The man in black fled across the desert, and the gunslinger followed.

Welcome to A Read of the Dark Tower series. Join me each week as I, Constant Reader, tackle the magnum opus of Stephen King’s career for the first time. If you want to discuss in general terms or talk about these first sections, join me by commenting here. If you want to talk spoilers, please head over to the Tor.com forums for the spoiler discussion for the spoiler discussion so my Dark Tower-virgin ears won’t hear anything before I read it.

When we last saw Roland, he and the boy Jake were camped near the onset of the mountains. They looked up and saw, high above them, the man in black, which brought Roland only a feeling of sorrow. In today’s entry, I’ll cover the first six sections of “The Oracle and the Mountains,” the third mega-chapter of The Gunslinger.

The Oracle and the Mountains: Section I

Roland and Jake have reached the grassy, cooler reaches of the foothills. Roland wakens during the night, and all we know at this stage is that Jake “found the oracle and it almost destroyed him.” Most of this section is filling in backstory on the day as they’d finally come upon vegetation and reacted like wild, starved things. Roland shot a rabbit for their dinner, and they camped near “a jungle of green willows.” Jake offers to gather wood, but Roland knows he’s tired. “Sit yourself, Jake,” he says, and remembers that it’s a phrase Susan used… maybe. Or maybe not, because “time’s the thief of memory,” as Vanny used to say. And poor old Roland—he laughs when he sees a praying mantis on Jake’s head, and he can’t remember the last time he laughed. Hm. praying mantis. Symbolic much?

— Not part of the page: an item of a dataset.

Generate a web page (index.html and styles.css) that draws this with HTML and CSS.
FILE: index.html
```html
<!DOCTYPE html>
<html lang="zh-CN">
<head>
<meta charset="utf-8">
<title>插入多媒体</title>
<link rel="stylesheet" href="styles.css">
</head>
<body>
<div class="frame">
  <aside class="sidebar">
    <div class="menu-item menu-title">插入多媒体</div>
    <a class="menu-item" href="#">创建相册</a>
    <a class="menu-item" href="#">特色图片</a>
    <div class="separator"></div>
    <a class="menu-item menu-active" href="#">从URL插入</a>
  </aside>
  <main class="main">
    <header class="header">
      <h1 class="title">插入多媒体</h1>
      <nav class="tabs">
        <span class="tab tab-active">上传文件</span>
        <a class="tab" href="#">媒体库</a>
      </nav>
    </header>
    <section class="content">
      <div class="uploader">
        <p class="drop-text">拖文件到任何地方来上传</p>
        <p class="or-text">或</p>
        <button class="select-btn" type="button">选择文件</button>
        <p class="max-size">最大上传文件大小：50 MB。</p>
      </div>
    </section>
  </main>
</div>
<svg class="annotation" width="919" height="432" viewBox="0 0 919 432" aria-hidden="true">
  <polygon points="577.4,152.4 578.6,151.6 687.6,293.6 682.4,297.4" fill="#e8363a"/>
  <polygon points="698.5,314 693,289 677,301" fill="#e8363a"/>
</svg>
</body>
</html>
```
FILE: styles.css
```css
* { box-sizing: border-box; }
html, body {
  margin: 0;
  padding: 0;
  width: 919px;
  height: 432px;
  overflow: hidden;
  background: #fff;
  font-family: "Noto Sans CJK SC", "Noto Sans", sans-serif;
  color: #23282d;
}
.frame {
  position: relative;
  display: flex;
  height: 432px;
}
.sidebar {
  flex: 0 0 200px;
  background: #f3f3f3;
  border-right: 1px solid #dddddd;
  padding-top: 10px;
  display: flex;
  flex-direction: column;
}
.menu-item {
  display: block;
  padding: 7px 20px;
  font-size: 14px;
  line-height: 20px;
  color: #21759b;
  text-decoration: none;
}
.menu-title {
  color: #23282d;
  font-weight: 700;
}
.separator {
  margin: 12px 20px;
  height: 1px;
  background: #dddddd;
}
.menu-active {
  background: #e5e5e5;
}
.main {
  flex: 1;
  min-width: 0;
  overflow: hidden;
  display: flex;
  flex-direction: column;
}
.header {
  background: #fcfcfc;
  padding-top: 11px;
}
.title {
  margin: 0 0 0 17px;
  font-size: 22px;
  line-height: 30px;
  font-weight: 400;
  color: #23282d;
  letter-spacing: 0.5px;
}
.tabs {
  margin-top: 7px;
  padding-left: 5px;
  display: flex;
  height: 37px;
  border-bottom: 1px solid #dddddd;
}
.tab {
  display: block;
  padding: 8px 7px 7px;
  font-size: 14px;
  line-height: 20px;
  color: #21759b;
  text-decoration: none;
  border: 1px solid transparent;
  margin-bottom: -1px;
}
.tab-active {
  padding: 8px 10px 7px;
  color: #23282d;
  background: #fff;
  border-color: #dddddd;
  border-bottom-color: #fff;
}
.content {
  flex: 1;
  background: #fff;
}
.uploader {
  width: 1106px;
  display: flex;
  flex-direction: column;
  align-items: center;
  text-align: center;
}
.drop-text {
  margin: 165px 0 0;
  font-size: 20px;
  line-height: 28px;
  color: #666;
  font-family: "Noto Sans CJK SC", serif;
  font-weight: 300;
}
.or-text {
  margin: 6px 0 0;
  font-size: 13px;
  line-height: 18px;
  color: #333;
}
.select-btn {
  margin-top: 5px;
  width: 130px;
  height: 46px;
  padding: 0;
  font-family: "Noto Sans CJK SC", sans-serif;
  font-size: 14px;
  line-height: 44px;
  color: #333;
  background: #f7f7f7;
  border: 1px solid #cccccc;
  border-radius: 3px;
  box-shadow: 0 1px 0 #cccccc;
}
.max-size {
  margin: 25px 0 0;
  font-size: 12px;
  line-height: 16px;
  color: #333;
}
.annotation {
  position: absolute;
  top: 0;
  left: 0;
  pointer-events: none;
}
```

What Constant Reader Learns: Well, not a helluva lot, frankly. The desert was brutal. They’re happy to see some greenery. Oh, but wait. Here’s a sentence for you, after Roland decides to make camp in the open rather than going into the trees:

The bats might break the boy’s sleep, no matter how deep it was, and if they were vampires, neither of them might awaken… at least, not in this world.

If this were another writer, I’d say Roland was just being a little melodramatic about a few bats. But this is Stephen King, and there could be vampires here. Are there vampires here?

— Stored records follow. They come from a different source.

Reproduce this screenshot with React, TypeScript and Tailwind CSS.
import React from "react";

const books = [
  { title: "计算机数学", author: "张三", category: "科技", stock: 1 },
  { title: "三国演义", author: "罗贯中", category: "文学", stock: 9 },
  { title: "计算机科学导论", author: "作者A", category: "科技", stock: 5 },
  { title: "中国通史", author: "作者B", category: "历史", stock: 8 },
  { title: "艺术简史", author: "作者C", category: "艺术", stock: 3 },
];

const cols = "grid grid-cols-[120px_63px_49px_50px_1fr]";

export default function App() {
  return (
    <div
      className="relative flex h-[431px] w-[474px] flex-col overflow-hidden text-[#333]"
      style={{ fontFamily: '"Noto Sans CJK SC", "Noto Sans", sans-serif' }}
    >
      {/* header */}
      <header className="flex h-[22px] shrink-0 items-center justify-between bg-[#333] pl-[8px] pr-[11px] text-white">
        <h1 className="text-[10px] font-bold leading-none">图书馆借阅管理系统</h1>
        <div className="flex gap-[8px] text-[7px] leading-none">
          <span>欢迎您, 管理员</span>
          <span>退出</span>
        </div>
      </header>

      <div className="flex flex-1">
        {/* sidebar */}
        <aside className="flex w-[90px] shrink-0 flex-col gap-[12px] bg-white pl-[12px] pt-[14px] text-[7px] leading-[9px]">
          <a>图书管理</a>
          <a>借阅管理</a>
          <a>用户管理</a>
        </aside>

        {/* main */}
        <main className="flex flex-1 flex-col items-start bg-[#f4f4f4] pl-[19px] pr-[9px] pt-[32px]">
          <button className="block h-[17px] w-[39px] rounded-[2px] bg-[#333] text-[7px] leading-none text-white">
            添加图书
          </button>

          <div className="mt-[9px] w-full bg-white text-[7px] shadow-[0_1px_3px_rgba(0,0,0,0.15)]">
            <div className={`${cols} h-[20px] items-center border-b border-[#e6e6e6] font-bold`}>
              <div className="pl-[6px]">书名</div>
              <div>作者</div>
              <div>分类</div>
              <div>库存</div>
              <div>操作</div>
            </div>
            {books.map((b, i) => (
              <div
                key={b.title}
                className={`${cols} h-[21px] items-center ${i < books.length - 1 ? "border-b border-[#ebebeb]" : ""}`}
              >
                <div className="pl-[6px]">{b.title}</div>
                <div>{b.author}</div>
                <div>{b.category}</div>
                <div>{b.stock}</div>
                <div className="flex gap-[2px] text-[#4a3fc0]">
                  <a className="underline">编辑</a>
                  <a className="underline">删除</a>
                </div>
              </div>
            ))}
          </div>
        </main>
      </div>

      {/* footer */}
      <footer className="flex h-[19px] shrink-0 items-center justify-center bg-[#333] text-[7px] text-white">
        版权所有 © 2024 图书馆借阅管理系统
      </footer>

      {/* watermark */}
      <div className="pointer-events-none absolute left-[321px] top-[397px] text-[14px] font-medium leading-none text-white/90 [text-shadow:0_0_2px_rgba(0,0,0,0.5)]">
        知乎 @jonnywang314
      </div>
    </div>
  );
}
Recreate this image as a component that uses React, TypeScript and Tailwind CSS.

The quote from Vanny, whoever that might be, “Time’s the thief of memory” is interesting in light of Roland’s memory failures. How old is this dude, anyway? Or is time even relevant any longer?

The Oracle and the Mountains: Section II

Roland is dreaming of Susan, and she’s dying, being held by villagers in a rusty iron collar, although in the dream Roland realizes that isn’t how she died. But he could smell her burning hair, and the villagers are crying “Charyou tree” while a witch named Rhea cackles. In the dream, Susan warns Roland that Jake is in danger and he turns to see the boy looking down at him through a window—one where Susan once sat and sang the old songs: “Hey Jude” and “Ease on Down the Road” and “Careless Love.” Jake looks like an “alabaster saint in a cathedral,” and a spike had been driven through his forehead. Finally, Roland wakes up as he gets too close to the fire and singes himself.

What Constant Reader Learns: I’m thinking a good iron spike through the forehead might make things clearer. This was one of those sections that made me want to bang my head against the wall (or bang Stephen King’s head against a wall). Things about which I’m clueless (okay, more than this, but bear with me): Charyou tree, the cackling witch, and how Roland seems like of a combination of Marshall Dillon from Gunsmoke and a knight errant. I don’t even want to talk about the “old” songs from relatively modern pop culture. It makes my brain hurt. But the religious symbolism continues unabated. I wish I’d started a list of religious symbols and references from the beginning.

The Oracle and the Mountains: Section III

Roland wakes up to the sound of Jake yelling in the willow jungle, and sets out to find him, guns drawn and scenting the wind because they both apparently smell pretty ripe. Guess when time moved on, it took personal hygiene along with it. Then again, water hasn’t been exactly plentiful. Roland comes to a clearing, where there’s a ring of black stones and, in the middle, a flat table of stone—an altar. Jake stands before it in some kind of sexual-fearful paralysis. As Roland nears the altar, he gets a taste of nirvana-gone-to-hell himself; he manages to keep it at bay with the jawbone he’d picked up in the cellar at the Way Station. He identifies the power of the altar as being a she-demon, a succubus. He holds the jawbone in front of Jake to free him from the power of the succubus, and when Jake collapses Roland lifts him and takes him outside the circle. The succubus isn’t happy. Back at camp, he hugs the now-sleeping boy and kisses his cheek and again realizes he loves him. And imagines he can hear the man in black up in the hills, laughing.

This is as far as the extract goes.